*Stated task*:
Pick out every line of the entries below where "this" occurs, and copy those lines.

** START Records shown **

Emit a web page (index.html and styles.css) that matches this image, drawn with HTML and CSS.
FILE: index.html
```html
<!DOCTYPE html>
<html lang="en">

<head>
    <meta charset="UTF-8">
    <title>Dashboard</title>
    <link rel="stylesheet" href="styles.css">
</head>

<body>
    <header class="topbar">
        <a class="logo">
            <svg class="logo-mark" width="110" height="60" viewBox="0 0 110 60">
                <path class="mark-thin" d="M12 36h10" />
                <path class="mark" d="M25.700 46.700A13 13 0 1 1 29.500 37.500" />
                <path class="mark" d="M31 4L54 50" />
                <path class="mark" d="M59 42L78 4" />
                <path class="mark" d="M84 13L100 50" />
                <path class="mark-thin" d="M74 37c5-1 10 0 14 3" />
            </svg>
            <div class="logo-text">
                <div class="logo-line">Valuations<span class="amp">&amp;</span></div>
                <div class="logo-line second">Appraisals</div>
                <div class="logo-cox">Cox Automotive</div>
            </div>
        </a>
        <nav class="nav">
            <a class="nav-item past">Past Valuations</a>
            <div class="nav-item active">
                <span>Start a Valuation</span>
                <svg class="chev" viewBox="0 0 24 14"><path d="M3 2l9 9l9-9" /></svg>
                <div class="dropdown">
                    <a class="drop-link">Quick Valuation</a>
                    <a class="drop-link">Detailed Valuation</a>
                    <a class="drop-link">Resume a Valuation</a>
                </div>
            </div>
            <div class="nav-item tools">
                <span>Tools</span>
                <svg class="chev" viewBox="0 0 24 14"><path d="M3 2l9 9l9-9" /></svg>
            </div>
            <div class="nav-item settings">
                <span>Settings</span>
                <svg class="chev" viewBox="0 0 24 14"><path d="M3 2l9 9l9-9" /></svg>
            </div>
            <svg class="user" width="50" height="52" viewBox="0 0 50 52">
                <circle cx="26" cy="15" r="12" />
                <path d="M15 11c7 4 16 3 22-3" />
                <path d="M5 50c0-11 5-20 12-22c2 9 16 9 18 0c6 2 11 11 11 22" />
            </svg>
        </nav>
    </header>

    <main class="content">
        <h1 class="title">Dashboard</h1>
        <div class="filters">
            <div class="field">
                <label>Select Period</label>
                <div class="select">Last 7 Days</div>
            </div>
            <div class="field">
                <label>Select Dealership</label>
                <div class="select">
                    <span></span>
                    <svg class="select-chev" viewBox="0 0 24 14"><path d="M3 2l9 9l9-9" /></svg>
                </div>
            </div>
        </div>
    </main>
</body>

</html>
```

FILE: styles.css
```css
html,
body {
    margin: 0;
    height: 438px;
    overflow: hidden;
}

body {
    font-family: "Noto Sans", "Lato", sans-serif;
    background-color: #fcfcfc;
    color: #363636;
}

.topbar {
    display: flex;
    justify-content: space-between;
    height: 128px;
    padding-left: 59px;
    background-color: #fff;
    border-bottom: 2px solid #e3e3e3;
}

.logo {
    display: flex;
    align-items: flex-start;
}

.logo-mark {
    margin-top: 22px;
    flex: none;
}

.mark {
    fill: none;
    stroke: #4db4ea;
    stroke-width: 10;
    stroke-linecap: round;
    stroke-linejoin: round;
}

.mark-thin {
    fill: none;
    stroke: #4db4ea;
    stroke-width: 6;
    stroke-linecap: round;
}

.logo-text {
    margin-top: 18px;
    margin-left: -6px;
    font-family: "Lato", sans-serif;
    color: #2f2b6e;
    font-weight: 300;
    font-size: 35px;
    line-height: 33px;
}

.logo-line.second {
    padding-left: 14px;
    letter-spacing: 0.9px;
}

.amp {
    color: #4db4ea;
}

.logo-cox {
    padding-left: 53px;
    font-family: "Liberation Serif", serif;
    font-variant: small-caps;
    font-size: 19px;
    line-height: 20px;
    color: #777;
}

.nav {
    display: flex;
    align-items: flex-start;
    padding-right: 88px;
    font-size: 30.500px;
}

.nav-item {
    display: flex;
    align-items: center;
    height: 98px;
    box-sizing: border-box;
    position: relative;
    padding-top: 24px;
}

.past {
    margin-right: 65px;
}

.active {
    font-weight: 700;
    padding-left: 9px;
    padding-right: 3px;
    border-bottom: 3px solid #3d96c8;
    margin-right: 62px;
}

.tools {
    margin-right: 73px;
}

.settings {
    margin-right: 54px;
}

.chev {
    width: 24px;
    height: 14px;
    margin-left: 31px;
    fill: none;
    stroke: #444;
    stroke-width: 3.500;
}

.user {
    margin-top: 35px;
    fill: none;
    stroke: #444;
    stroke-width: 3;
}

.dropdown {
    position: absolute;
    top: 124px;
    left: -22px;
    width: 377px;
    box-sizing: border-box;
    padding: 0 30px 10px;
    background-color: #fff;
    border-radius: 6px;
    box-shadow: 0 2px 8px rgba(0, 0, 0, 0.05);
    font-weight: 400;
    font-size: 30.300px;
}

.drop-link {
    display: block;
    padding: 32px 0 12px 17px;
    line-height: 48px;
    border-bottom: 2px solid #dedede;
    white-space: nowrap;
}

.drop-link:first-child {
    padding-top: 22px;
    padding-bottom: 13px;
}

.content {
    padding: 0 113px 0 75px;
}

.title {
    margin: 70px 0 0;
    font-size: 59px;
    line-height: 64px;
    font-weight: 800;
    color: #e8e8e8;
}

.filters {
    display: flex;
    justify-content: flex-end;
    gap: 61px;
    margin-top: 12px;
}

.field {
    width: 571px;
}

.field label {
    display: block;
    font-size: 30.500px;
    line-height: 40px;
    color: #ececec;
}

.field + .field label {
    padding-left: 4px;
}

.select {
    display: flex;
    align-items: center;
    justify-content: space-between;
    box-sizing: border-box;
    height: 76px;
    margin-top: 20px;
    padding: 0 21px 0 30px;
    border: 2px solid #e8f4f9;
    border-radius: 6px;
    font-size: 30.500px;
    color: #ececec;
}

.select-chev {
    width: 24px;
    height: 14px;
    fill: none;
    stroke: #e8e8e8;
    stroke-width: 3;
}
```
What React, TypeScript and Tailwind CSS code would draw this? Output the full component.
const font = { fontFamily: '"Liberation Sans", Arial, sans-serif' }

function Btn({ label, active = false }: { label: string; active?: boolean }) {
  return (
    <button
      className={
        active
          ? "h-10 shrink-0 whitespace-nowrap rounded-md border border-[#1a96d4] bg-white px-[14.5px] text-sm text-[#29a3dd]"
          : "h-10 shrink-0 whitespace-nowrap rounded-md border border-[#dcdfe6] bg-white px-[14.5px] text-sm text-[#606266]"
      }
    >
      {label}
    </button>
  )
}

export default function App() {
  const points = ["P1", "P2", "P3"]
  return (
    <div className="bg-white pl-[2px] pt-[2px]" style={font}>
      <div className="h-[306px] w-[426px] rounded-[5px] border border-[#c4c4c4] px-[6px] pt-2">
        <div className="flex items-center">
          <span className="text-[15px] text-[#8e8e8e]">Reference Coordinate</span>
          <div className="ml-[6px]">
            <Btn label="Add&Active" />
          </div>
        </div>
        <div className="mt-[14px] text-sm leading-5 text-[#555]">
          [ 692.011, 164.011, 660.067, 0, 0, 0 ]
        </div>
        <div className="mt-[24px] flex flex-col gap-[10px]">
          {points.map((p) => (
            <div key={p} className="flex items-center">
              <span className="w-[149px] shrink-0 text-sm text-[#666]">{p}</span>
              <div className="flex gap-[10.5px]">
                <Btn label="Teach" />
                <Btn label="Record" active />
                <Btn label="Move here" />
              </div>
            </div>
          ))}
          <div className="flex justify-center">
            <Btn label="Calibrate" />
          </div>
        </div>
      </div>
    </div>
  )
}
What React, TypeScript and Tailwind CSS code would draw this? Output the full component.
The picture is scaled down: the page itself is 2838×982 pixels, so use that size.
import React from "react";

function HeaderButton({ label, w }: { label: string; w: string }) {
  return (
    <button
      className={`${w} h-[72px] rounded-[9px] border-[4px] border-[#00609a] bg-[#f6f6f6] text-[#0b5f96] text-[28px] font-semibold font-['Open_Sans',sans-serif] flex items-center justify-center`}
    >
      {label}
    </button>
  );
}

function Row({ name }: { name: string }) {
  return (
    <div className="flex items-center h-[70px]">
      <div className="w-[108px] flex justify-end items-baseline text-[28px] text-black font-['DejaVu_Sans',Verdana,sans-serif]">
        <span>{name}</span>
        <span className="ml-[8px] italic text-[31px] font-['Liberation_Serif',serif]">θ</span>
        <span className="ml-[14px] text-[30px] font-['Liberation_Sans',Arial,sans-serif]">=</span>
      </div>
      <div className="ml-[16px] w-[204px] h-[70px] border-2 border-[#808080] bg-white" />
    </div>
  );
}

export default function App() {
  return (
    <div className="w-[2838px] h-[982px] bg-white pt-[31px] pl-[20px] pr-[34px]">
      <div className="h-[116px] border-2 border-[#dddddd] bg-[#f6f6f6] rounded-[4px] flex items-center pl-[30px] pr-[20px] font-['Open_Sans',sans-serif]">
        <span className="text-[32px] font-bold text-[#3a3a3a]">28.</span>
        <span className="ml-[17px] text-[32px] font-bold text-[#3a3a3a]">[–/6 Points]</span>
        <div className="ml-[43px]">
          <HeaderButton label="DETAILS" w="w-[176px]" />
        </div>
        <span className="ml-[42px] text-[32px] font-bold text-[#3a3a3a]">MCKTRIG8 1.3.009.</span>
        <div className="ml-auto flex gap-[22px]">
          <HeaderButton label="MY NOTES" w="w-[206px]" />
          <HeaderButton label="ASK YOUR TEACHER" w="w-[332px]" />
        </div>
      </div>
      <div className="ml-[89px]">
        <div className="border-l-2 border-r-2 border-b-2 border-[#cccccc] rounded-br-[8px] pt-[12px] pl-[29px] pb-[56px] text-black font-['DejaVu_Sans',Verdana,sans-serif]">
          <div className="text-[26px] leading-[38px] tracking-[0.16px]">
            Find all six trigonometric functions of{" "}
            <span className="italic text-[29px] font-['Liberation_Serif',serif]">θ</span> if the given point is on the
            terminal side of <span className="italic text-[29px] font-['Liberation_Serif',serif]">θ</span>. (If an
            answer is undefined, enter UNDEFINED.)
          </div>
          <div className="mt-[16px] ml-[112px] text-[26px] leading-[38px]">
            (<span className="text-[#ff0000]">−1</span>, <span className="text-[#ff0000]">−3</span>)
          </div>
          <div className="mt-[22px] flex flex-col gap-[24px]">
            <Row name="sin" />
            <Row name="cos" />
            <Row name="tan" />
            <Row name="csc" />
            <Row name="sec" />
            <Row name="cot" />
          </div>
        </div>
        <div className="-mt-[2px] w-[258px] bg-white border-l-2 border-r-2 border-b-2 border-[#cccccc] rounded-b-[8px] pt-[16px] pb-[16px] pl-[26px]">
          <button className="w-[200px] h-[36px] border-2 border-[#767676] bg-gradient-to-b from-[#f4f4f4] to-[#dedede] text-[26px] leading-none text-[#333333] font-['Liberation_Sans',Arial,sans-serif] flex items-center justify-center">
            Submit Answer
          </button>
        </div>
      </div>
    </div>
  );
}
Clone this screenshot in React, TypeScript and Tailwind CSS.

** END Records shown **

*Solution*:
Emit a web page (index.html and styles.css) that matches this image, drawn with HTML and CSS.
What React, TypeScript and Tailwind CSS code would draw this? Output the full component.
What React, TypeScript and Tailwind CSS code would draw this? Output the full component.
Clone this screenshot in React, TypeScript and Tailwind CSS.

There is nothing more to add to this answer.